▶ [TASK]
Give only the number of lines that hold the word "this".

▶ [Records with interface code]

-- begin --

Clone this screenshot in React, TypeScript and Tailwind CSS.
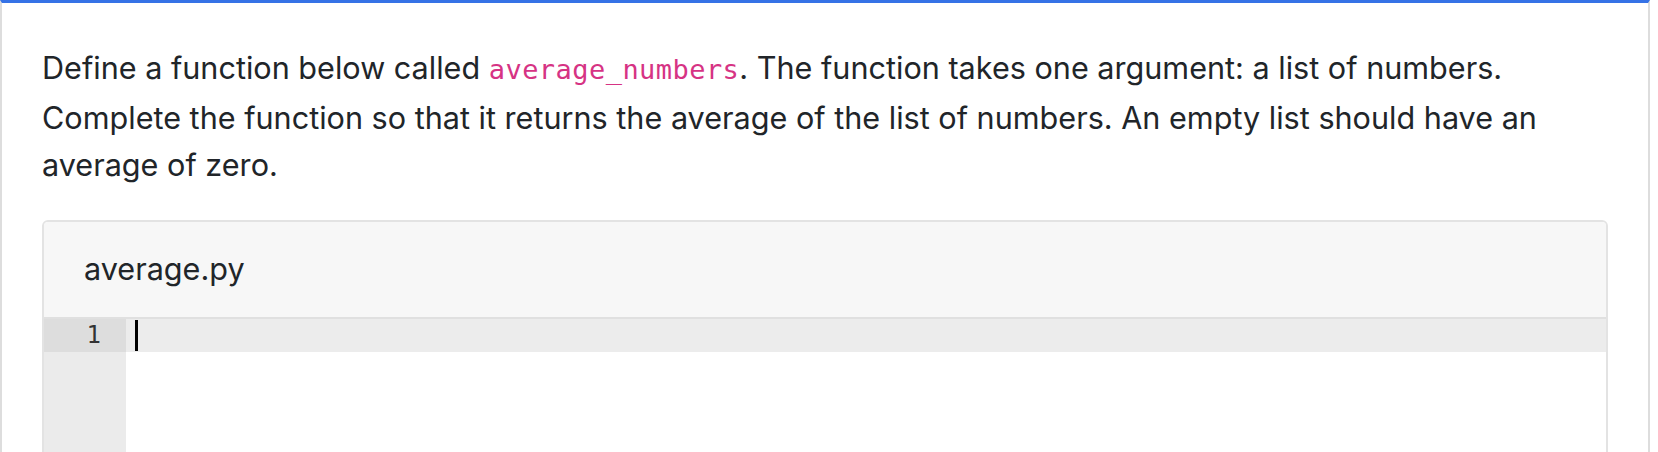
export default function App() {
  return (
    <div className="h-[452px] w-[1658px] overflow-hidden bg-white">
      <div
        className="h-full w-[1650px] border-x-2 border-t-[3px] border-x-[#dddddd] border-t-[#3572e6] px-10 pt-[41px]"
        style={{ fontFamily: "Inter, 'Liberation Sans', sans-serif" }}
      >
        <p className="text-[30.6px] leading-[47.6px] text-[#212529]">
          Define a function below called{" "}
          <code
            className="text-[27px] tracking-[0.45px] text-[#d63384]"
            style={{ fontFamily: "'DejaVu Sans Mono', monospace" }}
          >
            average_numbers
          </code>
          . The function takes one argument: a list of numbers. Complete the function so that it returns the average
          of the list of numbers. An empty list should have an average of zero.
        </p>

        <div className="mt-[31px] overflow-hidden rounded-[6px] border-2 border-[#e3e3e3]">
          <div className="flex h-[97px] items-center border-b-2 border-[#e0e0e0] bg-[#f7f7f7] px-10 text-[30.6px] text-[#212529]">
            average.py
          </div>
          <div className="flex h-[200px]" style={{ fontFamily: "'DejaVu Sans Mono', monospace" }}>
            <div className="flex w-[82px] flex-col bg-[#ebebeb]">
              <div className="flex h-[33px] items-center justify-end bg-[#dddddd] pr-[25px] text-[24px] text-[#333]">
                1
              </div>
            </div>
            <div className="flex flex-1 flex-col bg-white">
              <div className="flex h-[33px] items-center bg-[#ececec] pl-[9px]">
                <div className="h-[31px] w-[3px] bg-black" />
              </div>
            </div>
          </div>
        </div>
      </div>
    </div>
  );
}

-- end --
-- begin --

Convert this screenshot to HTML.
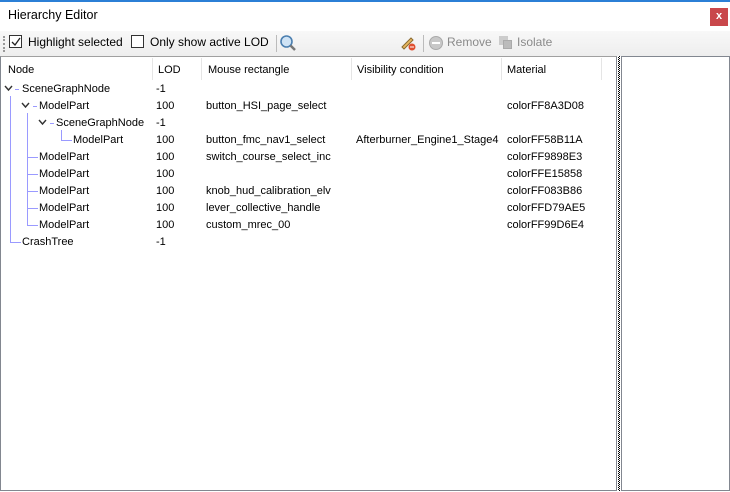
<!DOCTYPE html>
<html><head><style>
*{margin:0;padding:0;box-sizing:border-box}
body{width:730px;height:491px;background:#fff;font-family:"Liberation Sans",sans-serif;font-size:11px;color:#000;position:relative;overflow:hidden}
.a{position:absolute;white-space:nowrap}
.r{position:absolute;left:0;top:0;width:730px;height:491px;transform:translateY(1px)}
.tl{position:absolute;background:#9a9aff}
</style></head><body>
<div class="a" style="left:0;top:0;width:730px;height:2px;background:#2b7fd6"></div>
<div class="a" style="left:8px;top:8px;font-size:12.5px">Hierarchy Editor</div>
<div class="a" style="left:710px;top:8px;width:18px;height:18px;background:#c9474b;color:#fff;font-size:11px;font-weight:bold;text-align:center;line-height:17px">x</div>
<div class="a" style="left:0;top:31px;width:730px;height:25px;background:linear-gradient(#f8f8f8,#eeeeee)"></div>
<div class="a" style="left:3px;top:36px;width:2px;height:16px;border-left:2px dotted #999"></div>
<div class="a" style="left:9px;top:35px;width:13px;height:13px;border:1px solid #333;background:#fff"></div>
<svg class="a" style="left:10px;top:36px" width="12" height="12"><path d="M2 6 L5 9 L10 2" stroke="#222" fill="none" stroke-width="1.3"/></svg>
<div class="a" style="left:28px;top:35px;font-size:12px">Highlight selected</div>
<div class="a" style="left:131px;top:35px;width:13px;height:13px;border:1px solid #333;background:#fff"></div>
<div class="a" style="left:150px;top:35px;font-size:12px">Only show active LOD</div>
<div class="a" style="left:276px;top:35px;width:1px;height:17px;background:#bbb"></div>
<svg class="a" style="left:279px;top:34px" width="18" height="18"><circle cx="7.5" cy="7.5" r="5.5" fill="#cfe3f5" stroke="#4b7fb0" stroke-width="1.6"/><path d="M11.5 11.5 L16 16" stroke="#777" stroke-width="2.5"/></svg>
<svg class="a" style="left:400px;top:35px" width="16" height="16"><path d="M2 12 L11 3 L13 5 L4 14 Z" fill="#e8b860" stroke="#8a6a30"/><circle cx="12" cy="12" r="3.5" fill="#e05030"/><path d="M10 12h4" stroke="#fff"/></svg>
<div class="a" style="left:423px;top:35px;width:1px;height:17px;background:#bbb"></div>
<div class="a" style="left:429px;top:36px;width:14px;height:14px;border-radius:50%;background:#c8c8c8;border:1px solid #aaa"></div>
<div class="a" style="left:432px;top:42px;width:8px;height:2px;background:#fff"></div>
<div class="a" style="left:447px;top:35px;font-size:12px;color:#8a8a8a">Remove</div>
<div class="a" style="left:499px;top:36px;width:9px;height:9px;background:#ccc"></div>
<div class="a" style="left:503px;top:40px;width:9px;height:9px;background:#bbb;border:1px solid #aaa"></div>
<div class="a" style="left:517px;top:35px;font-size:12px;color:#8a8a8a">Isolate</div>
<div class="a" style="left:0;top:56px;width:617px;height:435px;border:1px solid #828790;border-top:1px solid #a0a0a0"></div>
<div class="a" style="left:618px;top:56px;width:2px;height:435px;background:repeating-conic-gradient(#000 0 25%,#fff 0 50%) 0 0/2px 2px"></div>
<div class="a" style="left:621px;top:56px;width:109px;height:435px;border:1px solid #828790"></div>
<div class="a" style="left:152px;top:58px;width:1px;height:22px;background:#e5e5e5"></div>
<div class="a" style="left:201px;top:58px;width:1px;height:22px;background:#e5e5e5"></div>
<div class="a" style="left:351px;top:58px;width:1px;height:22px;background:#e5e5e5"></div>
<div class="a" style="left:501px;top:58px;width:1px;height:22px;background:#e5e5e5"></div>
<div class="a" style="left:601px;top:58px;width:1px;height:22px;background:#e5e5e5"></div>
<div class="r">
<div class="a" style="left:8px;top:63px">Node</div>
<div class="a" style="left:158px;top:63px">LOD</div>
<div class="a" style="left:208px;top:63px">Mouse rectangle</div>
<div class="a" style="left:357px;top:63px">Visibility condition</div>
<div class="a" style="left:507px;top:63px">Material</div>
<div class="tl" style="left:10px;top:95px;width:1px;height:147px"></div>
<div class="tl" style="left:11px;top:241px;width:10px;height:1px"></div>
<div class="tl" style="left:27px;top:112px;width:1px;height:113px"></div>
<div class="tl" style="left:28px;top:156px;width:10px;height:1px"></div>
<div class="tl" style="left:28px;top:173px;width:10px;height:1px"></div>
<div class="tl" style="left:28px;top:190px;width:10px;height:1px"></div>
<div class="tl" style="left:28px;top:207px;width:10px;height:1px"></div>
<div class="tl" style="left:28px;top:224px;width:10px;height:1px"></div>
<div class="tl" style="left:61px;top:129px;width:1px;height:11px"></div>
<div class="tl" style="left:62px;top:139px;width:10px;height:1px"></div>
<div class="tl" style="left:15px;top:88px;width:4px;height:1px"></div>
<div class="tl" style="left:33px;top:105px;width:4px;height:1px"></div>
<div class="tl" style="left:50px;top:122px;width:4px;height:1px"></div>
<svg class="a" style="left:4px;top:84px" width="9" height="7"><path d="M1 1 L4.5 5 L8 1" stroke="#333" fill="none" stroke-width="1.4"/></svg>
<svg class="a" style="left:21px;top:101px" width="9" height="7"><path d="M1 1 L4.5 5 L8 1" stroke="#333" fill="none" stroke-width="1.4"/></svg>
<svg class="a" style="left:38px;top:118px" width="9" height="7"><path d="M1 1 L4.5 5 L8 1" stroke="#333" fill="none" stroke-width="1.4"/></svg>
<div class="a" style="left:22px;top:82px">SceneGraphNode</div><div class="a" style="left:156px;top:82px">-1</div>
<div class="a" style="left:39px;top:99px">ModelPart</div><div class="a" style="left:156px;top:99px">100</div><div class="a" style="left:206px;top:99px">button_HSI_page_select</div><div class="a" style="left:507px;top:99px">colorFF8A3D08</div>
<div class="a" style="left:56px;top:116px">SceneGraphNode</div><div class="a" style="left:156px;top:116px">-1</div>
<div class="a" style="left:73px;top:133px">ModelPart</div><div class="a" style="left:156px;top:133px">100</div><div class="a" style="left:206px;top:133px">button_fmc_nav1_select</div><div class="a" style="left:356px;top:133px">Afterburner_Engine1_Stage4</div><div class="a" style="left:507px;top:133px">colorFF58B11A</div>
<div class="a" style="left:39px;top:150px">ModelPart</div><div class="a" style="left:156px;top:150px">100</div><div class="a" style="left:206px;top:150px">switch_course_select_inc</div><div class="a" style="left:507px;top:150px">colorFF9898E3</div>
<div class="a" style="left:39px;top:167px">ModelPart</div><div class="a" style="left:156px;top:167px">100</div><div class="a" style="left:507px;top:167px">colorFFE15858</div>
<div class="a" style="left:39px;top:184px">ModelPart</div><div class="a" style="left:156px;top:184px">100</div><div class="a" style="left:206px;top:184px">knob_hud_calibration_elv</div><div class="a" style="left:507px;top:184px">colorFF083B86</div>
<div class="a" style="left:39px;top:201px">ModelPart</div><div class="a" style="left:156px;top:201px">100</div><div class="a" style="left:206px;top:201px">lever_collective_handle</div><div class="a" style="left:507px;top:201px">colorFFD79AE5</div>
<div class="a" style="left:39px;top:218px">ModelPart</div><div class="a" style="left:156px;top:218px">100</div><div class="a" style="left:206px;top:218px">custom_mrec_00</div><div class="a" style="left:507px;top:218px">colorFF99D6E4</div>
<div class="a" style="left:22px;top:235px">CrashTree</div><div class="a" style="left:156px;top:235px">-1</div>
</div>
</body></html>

-- end --

▶ [RESULT OF THE EXERCISE]
2